● Given records:
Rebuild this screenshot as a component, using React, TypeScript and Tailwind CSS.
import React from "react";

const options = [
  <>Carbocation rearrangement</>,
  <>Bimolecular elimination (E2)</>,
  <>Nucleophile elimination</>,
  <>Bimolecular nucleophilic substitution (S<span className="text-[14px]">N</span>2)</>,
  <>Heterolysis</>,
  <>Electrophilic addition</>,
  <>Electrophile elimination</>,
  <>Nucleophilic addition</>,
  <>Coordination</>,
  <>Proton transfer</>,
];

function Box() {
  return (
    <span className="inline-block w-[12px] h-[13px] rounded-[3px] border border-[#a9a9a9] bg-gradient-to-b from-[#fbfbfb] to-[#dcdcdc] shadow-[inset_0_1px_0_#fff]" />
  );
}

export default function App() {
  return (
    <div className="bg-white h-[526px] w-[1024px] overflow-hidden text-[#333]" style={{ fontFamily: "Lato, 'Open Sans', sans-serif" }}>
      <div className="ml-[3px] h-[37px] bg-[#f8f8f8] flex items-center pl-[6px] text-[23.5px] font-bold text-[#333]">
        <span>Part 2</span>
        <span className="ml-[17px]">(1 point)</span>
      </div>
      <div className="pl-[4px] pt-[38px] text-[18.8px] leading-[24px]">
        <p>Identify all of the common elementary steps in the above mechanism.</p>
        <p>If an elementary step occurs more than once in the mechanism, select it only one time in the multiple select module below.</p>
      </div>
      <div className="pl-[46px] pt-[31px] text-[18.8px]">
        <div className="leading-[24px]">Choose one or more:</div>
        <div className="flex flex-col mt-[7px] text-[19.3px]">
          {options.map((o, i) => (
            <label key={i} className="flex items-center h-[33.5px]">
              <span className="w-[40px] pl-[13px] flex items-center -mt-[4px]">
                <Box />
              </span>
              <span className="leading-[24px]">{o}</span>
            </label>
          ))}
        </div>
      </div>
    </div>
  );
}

--

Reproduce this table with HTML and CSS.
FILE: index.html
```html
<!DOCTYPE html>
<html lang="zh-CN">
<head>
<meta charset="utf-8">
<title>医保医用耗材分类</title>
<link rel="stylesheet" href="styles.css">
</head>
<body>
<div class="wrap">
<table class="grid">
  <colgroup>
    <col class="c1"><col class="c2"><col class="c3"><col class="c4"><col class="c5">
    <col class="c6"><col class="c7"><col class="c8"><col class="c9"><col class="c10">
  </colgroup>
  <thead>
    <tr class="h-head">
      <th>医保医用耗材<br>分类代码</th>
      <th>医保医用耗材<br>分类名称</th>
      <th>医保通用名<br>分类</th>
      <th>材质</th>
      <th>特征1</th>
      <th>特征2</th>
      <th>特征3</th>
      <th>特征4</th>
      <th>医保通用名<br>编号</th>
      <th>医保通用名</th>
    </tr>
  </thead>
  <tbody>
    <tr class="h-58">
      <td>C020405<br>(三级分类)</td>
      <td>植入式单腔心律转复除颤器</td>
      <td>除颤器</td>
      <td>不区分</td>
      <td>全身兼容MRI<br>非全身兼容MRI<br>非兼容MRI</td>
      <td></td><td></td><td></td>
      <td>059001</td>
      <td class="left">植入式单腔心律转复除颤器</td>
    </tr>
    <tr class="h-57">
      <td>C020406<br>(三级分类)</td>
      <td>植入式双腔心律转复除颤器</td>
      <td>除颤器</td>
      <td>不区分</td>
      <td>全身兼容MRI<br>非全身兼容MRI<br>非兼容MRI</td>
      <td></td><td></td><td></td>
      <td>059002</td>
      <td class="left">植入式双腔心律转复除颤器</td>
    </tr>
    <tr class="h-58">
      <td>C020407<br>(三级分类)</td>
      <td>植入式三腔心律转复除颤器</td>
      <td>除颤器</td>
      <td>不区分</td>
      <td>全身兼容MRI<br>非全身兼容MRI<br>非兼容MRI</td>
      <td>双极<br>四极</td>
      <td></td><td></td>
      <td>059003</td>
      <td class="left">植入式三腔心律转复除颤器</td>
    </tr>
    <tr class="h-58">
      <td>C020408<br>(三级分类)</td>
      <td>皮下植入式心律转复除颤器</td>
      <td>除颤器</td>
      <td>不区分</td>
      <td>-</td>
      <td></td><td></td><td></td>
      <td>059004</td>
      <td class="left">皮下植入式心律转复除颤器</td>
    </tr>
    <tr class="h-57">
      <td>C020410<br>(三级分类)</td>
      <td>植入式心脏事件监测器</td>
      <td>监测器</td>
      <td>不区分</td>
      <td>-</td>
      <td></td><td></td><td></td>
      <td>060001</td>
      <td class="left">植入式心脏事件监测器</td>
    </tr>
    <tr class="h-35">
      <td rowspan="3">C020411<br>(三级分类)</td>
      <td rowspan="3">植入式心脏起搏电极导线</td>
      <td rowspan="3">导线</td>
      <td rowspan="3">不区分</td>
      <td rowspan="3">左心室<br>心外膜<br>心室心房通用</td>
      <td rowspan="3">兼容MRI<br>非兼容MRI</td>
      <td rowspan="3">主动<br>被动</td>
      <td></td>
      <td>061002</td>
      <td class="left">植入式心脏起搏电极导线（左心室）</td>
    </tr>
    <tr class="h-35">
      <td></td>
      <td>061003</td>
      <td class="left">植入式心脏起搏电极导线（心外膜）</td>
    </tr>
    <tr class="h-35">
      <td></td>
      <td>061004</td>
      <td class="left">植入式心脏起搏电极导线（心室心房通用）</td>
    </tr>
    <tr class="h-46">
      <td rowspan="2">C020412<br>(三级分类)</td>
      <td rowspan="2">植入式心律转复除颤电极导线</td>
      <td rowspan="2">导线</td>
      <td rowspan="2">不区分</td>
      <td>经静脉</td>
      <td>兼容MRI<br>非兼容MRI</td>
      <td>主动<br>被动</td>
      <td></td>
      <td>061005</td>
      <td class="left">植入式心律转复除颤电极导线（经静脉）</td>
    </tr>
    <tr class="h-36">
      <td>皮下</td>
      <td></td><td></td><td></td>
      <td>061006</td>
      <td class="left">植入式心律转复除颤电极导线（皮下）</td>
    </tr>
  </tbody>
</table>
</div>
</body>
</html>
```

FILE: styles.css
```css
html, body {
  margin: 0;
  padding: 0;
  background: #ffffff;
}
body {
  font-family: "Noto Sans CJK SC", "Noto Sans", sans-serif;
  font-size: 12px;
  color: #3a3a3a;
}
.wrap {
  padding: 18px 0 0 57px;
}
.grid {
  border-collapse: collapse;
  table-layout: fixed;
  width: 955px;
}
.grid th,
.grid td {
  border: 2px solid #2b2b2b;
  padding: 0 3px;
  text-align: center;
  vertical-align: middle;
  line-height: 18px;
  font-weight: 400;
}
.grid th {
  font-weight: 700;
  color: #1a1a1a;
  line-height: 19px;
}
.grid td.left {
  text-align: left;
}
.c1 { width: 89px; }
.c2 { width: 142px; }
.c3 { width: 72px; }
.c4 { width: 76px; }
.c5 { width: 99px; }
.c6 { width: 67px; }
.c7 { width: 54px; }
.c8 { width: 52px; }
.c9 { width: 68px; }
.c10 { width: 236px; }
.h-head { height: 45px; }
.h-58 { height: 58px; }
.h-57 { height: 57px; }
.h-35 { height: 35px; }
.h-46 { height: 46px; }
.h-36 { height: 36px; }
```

● Problem requirements:
Every line from the one containing "Rebuild this screenshot" through the one containing "import React from" is to be given again exactly, both ends included, and no line outside that range.

● Complete answer:
Rebuild this screenshot as a component, using React, TypeScript and Tailwind CSS.
import React from "react";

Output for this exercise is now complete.